After taking just two history classes as an undergrad and graduating from Bard with a bachelor’s degree in psychology, Eghigian was then accepted into graduate school at the University of Chicago, where he would earn a doctorate in history.

Eghigian later held a post-doctoral position at the University of Chicago before getting a job at the University of Texas-Arlington, where he worked for three years before accepting a position at Penn State. He is celebrating his 20th year at Penn State and says his time here “hasn’t felt like 20 years at all. For Eghigian, one thing that hasn’t changed is the quality of the university’s students and the subjects that they’re interested in.
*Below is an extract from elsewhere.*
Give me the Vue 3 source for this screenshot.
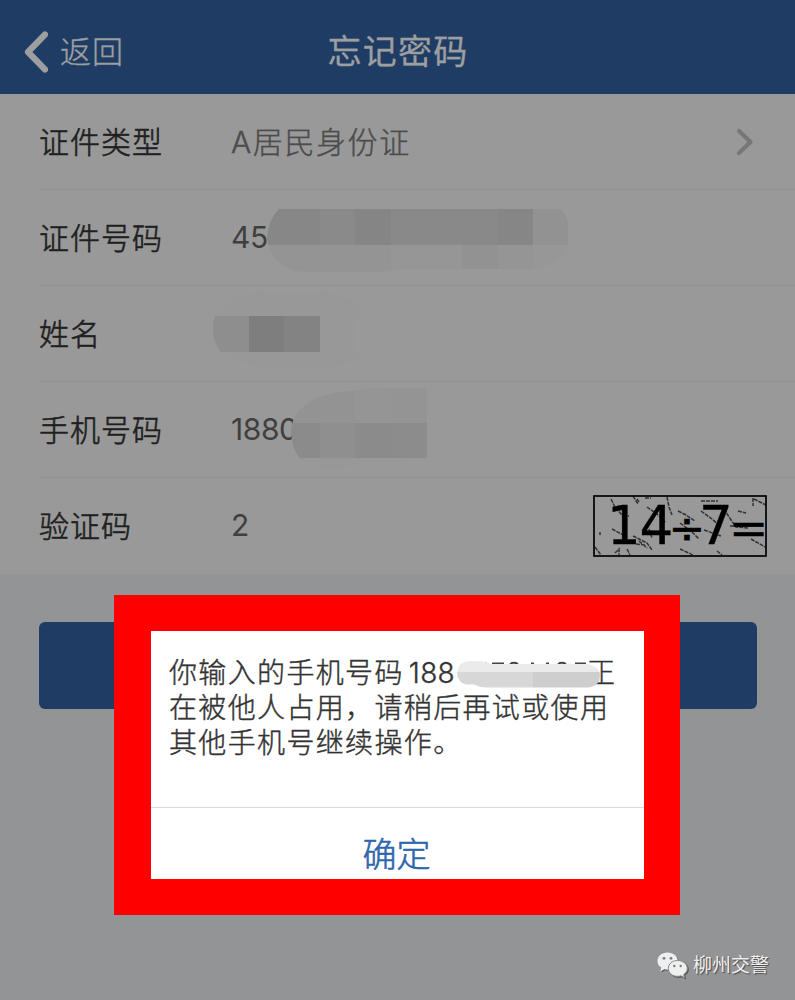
<template>
  <div class="page">
    <header class="nav">
      <button class="back" aria-label="返回">
        <svg class="back-icon" viewBox="0 0 24 42">
          <path d="M21 3.500 L4 21 L21 38.500" />
        </svg>
        <span>返回</span>
      </button>
      <h1 class="title">忘记密码</h1>
    </header>

    <main class="form">
      <div v-for="row in rows" :key="row.label" class="row">
        <span class="label">{{ row.label }}</span>
        <span class="value" :class="{ muted: row.select }">{{ row.value }}</span>
        <svg v-if="row.select" class="arrow" viewBox="0 0 18 28">
          <path d="M3 3 L14.500 14 L3 25" />
        </svg>
        <svg v-if="row.captcha" class="captcha" viewBox="0 0 174 62">
          <g class="noise">
            <path v-for="(d, i) in noise" :key="i" :d="d" />
          </g>
          <text y="48.500"><tspan x="14 46.500">14</tspan><tspan class="sign" x="75.500" y="48">÷</tspan><tspan x="106" y="48.500">7</tspan><tspan class="equals" x="136" y="49">=</tspan></text>
          <rect x="1" y="1" width="172" height="60" />
        </svg>
      </div>

      <!-- Mosaic over private values -->
      <svg class="mosaic" viewBox="0 94 795 480">
        <defs>
          <clipPath id="mask-id">
            <path d="M267 238 Q268 220 279 209 H560 Q568 216 568 225 V245 Q560 267 533 269 H400 Q395 271.500 385 271.500 H300 Q272 268 267 238 Z" />
          </clipPath>
          <clipPath id="mask-name">
            <path d="M215 316 H320 V352 H220 Q209 334 215 316 Z" />
          </clipPath>
          <clipPath id="mask-phone">
            <path d="M291 430 Q293 410 315 399 Q333 391 352 391 Q360 390 370 388 H427 V458 H300 Q291 448 291 430 Z" />
          </clipPath>
        </defs>
        <path class="halo" d="M214 330 Q222 293 265 292 H325 Q350 297 368 315 H355 V352 H366 Q350 366 330 366 H260 Q224 362 214 330 Z" />
        <path class="halo" d="M300 458 H427 Q395 461 370 463 Q340 470 320 468 Z" />
        <g v-for="m in mosaics" :key="m.clip" :clip-path="`url(#${m.clip})`">
          <rect
            v-for="(b, i) in m.blocks"
            :key="i"
            :x="b[0]"
            :y="b[1]"
            :width="b[2]"
            :height="b[3]"
            :fill="b[4]"
          />
        </g>
      </svg>
    </main>

    <button class="submit" aria-label="提交"></button>

    <div class="dialog" role="alertdialog">
      <div class="message">
        <p>你输入的手机号码<span class="num">188</span><svg class="smudge" viewBox="0 0 146 30">
          <path class="tips" d="M27 5.500 H31 M36 5.500 H48 M54 6 Q58 3.500 62 6 M75 5.500 H78 M90 5.500 H93 M102 6 Q106 3.500 110 6 M119 5.500 H130" />
          <path class="smudge-top" d="M1 14 Q3 3 14 3 H24 Q30 4 36 6 H132 Q144 9 144 18 V20 H1 Z" />
          <path class="smudge-bottom" d="M1 14 H77 V29.500 H30 Q24 29.500 18 26.500 H10 Q2 25 1 14 Z" />
          <path class="smudge-dark" d="M77 14 H143.500 Q146 28 132 29.500 H77 Z" />
        </svg>正</p>
        <p>在被他人占用，请稍后再试或使用</p>
        <p>其他手机号继续操作。</p>
      </div>
      <button class="confirm">确定</button>
    </div>

    <div class="account">
      <svg class="wechat" viewBox="0 0 31 27">
        <path class="bubble" d="M10.500 0.500 C4.500 0.500 0.500 4.300 0.500 9 C0.500 12 2 14.300 4.300 15.800 L3.300 19.500 L7.300 17.300 C10 18 12 17.800 13.500 17.300 C18 16 20.800 12.800 20.800 9 C20.800 4.300 16.500 0.500 10.500 0.500 Z" />
        <path class="bubble front" d="M20.500 8.500 C15.200 8.500 11.300 12 11.300 16.500 C11.300 21 15.200 24.300 20.500 24.300 C21.800 24.300 23 24.200 24 23.800 L27.500 25.800 L26.700 22.500 C29 21 30.300 18.900 30.300 16.500 C30.300 12 26 8.500 20.500 8.500 Z" />
        <g class="eyes">
          <circle cx="7" cy="6.300" r="1.400" />
          <circle cx="14" cy="6.300" r="1.400" />
          <circle cx="17.300" cy="14" r="1.200" />
          <circle cx="23.700" cy="14" r="1.200" />
        </g>
      </svg>
      <span>柳州交警</span>
    </div>
  </div>
</template>

<script setup>
const rows = [
  { label: '证件类型', value: 'A居民身份证', select: true },
  { label: '证件号码', value: '45' },
  { label: '姓名', value: '' },
  { label: '手机号码', value: '1880' },
  { label: '验证码', value: '2', captcha: true }
]

// x, y, width, height, color
const mosaics = [
  {
    clip: 'mask-id',
    blocks: [
      [266, 209, 54, 36, '#878787'],
      [320, 209, 35, 36, '#8a8a8a'],
      [355, 209, 36, 36, '#858585'],
      [391, 209, 107, 36, '#898989'],
      [498, 209, 35, 36, '#868686'],
      [533, 209, 36, 36, '#929292'],
      [266, 245, 125, 28, '#949494'],
      [391, 245, 71, 28, '#969696'],
      [462, 245, 36, 28, '#929292'],
      [498, 245, 35, 28, '#959595'],
      [533, 245, 36, 28, '#979797']
    ]
  },
  {
    clip: 'mask-name',
    blocks: [
      [210, 316, 39, 36, '#8e8e8e'],
      [249, 316, 35, 36, '#7e7e7e'],
      [284, 316, 36, 36, '#838383']
    ]
  },
  {
    clip: 'mask-phone',
    blocks: [
      [290, 388, 65, 35, '#939393'],
      [355, 388, 36, 35, '#959595'],
      [391, 388, 36, 35, '#949494'],
      [290, 423, 30, 35, '#8b8b8b'],
      [320, 423, 35, 35, '#8f8f8f'],
      [355, 423, 36, 35, '#8b8b8b'],
      [391, 423, 36, 35, '#8c8c8c']
    ]
  }
]

// Captcha interference lines
const noise = [
  'M18 4 L22 12 L28 19 L36 21',
  'M40 1 L45 9 M44 4 L46 7',
  'M52 3 H58',
  'M74 2 L76 12 L79 20',
  'M54 12 L64 19 L73 28',
  'M85 16 L93 20 L102 26',
  'M108 6 H125',
  'M108 16 L119 24 L128 32',
  'M131 14 L136 22 L143 32 L155 33',
  'M145 16 L153 18',
  'M160 3 V11 M161 4 L169 8 L173 10',
  'M137 31 H153',
  'M87 28 L99 37 L106 44',
  'M56 34 L59 43',
  'M19 34 L34 42',
  'M40 41 L54 48 L59 55',
  'M43 49 L52 50 M46 46 L54 53',
  'M2 52 L8 60',
  'M22 58 L26 54 V60 M34 54 L37 60',
  'M87 54 L100 60',
  'M111 35 L128 41',
  'M158 44 L172 52',
  'M124 56 L129 60',
  'M7 37 V40'
]
</script>

<style>
body {
  margin: 0;
}
</style>

<style scoped>
.page {
  position: relative;
  width: 795px;
  height: 1000px;
  overflow: hidden;
  background: #939496;
  font-family: Inter, "Noto Sans CJK SC", sans-serif;
  font-size: 30px;
}

button {
  padding: 0;
  border: none;
  background: none;
  font-family: inherit;
}

svg {
  display: block;
  fill: none;
}

.nav {
  display: grid;
  grid-template-columns: 1fr auto 1fr;
  align-items: center;
  box-sizing: border-box;
  height: 94px;
  padding: 9px 23px 0 24px;
  background: #1f3c64;
  color: #9d9ea0;
}

.back {
  display: flex;
  align-items: center;
  gap: 12px;
  color: inherit;
  font-size: 31px;
  font-weight: 300;
  letter-spacing: 1px;
  -webkit-text-stroke: 0.4px;
}

.back span {
  margin-top: -4px;
}

.back-icon {
  width: 24px;
  height: 42px;
  stroke: #9d9ea0;
  stroke-width: 6.2;
  stroke-linecap: round;
  stroke-linejoin: round;
}

.title {
  margin: -4px 0 0;
  font-size: 34px;
  font-weight: 400;
  letter-spacing: 1.2px;
  -webkit-text-stroke: 0.3px;
}

.form {
  position: relative;
  background: #999;
}

.row {
  display: flex;
  align-items: center;
  box-sizing: border-box;
  height: 96px;
  margin-left: 39px;
  padding-right: 28px;
  border-bottom: 1px solid #919191;
}

.row:nth-child(5) {
  border-bottom-color: transparent;
}

.label {
  width: 192px;
  padding-bottom: 3px;
  color: #1f1f1f;
  font-weight: 300;
  letter-spacing: 1px;
  -webkit-text-stroke: 0.6px;
}

.value {
  flex: 1;
  padding-bottom: 2px;
  color: #3f3f3f;
  letter-spacing: -0.4px;
}

.muted {
  padding-bottom: 4px;
  color: #4c4c4c;
  font-weight: 300;
  letter-spacing: 1.6px;
  -webkit-text-stroke: 0.4px;
}

.arrow {
  width: 18px;
  height: 28px;
  margin-right: 13px;
  stroke: #777;
  stroke-width: 4.2;
  stroke-linecap: round;
  stroke-linejoin: round;
}

.captcha {
  width: 174px;
  height: 62px;
}

.captcha rect {
  stroke: #000;
  stroke-width: 1.7;
}

.captcha text {
  fill: #000;
  stroke: #000;
  stroke-width: 0.4;
  font-family: "DejaVu Sans", sans-serif;
  font-size: 53px;
}

.captcha .sign {
  font-size: 44px;
}

.captcha .equals {
  font-size: 47px;
}

.noise {
  stroke: #333;
  stroke-width: 1.5;
  stroke-dasharray: 4 1;
}

.mosaic {
  position: absolute;
  top: 0;
  left: 0;
  width: 795px;
  height: 480px;
}

.halo {
  fill: #989898;
}

.submit {
  display: block;
  width: 718px;
  height: 87px;
  margin: 48px 0 0 38.5px;
  border-radius: 6px;
  background: #1f3c64;
}

/* Alert with a red frame */
.dialog {
  position: absolute;
  top: 595px;
  left: 114px;
  display: flex;
  flex-direction: column;
  box-sizing: border-box;
  width: 566px;
  height: 320px;
  border: 36px solid #f00;
  border-left-width: 37px;
  background: #fff;
}

.message {
  flex: none;
  box-sizing: border-box;
  height: 177px;
  padding: 25px 0 0 18px;
  border-bottom: 1px solid #d8dadb;
  color: #333;
  font-size: 28px;
  font-weight: 300;
  line-height: 35px;
  letter-spacing: 1.35px;
  white-space: nowrap;
  -webkit-text-stroke: 0.4px;
}

.message p {
  display: flex;
  align-items: center;
  height: 35px;
  margin: 0;
}

.num {
  margin-left: 5px;
  letter-spacing: 0.3px;
}

.smudge {
  flex: none;
  position: relative;
  z-index: 1;
  width: 146px;
  height: 30px;
  margin: -2px -15px 0 1px;
}

.tips {
  stroke: #444;
  stroke-width: 2;
}

.smudge-top {
  fill: #ebebeb;
}

.smudge-bottom {
  fill: #d7d7d7;
}

.smudge-dark {
  fill: #cecece;
}

.confirm {
  flex: 1;
  padding: 23px 2px 0 0;
  color: #2d67ae;
  font-size: 34px;
  font-weight: 300;
  line-height: 48px;
  -webkit-text-stroke: 0.6px;
}

.account {
  position: absolute;
  right: 26px;
  bottom: 20px;
  display: flex;
  align-items: center;
  gap: 5px;
  color: #f0f0f0;
  font-size: 19px;
  line-height: 28px;
  text-shadow: 1px 1px 1px #444;
}

.account span {
  margin-top: 2px;
}

.wechat {
  width: 31px;
  height: 27px;
  filter: drop-shadow(1px 1px 0.5px #555);
}

.bubble {
  fill: #eef0f0;
}

.front {
  stroke: #858788;
  stroke-width: 1;
}

.eyes {
  fill: #77797a;
}
</style>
“When it comes to teaching, I’ve just always found a real ready, excited, and enthusiastic group of people who are really interested in the topics I’m interested in,” Eghigian said. “And as you know, I’m interested in topics that are pretty unconventional.”

Unconventional topics that Eghigian has researched, such as UFOs and disorders, can often be considered “taboo” in academic circles due to their divisive nature.

When Eghigian began researching mental illness, he recalls being “aware right from the beginning that one of the things I needed to do was acknowledge and recognize the complexity of the experience for everybody involved.”

“I knew I was going to have to navigate that and define ways to incorporate those perspectives in a way that acknowledges their influence and importance,” Eghigian said.

Eghigian says he knew getting into ufology had its risks but he was confident in his work being taken seriously due to his tenure and previous work with physical disabilities and mental illness.

“People are familiar that I take great care in the research I do, that I’m not going off and doing this in some sort of cavalier way,” Eghigian said. “And that means I’m not trying to bang on a drum to support any particular perspective in all of this.”

Eghigian says he maintains academic and scientific integrity by going back to what he does as a historian: setting the context for moments in history and trying to understand it.

“You want to understand its logic, you want to understand the people who embrace this kind of thinking, that’s what’s really important,” Eghigian said. “I’ll leave it to others to sort of unpack the veracity of the claims, but for me, it’s a sociological phenomenon, and it requires an explanation on that level.”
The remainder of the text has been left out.